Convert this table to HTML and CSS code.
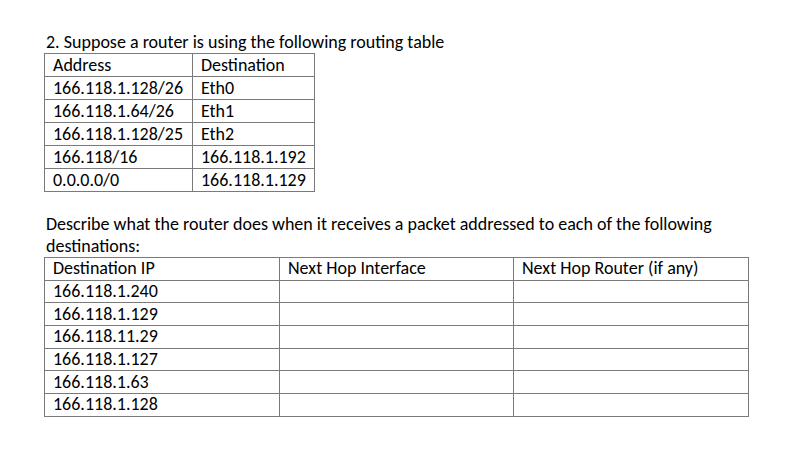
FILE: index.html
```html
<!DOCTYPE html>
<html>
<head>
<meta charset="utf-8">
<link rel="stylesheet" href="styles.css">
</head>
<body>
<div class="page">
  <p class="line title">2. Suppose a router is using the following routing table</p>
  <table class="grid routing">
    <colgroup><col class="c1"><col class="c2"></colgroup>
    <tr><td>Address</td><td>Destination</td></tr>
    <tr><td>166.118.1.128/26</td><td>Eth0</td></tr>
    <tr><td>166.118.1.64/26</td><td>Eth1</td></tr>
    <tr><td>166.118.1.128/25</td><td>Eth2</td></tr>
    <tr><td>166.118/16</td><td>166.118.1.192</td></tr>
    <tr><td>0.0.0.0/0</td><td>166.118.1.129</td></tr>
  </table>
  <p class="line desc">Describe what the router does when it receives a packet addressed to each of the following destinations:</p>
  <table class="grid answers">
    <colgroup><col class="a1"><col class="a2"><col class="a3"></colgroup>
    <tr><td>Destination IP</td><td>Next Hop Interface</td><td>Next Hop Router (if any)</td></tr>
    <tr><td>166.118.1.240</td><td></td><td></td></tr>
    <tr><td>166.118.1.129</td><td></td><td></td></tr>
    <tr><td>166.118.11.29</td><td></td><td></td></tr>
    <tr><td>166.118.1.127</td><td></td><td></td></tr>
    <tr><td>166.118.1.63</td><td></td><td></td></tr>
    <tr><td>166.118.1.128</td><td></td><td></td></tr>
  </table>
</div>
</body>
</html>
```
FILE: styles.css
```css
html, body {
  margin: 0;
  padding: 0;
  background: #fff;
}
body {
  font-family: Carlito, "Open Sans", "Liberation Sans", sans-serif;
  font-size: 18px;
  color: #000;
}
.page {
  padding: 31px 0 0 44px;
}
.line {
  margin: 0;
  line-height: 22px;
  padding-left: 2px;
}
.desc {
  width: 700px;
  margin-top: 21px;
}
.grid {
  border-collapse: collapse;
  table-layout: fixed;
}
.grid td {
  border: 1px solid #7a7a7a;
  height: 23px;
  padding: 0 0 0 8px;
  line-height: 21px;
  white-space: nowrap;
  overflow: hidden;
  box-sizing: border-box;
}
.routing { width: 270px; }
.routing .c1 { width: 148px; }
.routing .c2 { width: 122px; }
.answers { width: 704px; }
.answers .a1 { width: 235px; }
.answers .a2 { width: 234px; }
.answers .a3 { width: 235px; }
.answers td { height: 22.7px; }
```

# # # #

INSTRUCTIONS FOR THE TASK: Reproduce the material word for word. Any pictures should be left out of the copy.

WORKED ANSWER:
Convert this table to HTML and CSS code.
FILE: index.html
```html
<!DOCTYPE html>
<html>
<head>
<meta charset="utf-8">
<link rel="stylesheet" href="styles.css">
</head>
<body>
<div class="page">
  <p class="line title">2. Suppose a router is using the following routing table</p>
  <table class="grid routing">
    <colgroup><col class="c1"><col class="c2"></colgroup>
    <tr><td>Address</td><td>Destination</td></tr>
    <tr><td>166.118.1.128/26</td><td>Eth0</td></tr>
    <tr><td>166.118.1.64/26</td><td>Eth1</td></tr>
    <tr><td>166.118.1.128/25</td><td>Eth2</td></tr>
    <tr><td>166.118/16</td><td>166.118.1.192</td></tr>
    <tr><td>0.0.0.0/0</td><td>166.118.1.129</td></tr>
  </table>
  <p class="line desc">Describe what the router does when it receives a packet addressed to each of the following destinations:</p>
  <table class="grid answers">
    <colgroup><col class="a1"><col class="a2"><col class="a3"></colgroup>
    <tr><td>Destination IP</td><td>Next Hop Interface</td><td>Next Hop Router (if any)</td></tr>
    <tr><td>166.118.1.240</td><td></td><td></td></tr>
    <tr><td>166.118.1.129</td><td></td><td></td></tr>
    <tr><td>166.118.11.29</td><td></td><td></td></tr>
    <tr><td>166.118.1.127</td><td></td><td></td></tr>
    <tr><td>166.118.1.63</td><td></td><td></td></tr>
    <tr><td>166.118.1.128</td><td></td><td></td></tr>
  </table>
</div>
</body>
</html>
```
FILE: styles.css
```css
html, body {
  margin: 0;
  padding: 0;
  background: #fff;
}
body {
  font-family: Carlito, "Open Sans", "Liberation Sans", sans-serif;
  font-size: 18px;
  color: #000;
}
.page {
  padding: 31px 0 0 44px;
}
.line {
  margin: 0;
  line-height: 22px;
  padding-left: 2px;
}
.desc {
  width: 700px;
  margin-top: 21px;
}
.grid {
  border-collapse: collapse;
  table-layout: fixed;
}
.grid td {
  border: 1px solid #7a7a7a;
  height: 23px;
  padding: 0 0 0 8px;
  line-height: 21px;
  white-space: nowrap;
  overflow: hidden;
  box-sizing: border-box;
}
.routing { width: 270px; }
.routing .c1 { width: 148px; }
.routing .c2 { width: 122px; }
.answers { width: 704px; }
.answers .a1 { width: 235px; }
.answers .a2 { width: 234px; }
.answers .a3 { width: 235px; }
.answers td { height: 22.7px; }
```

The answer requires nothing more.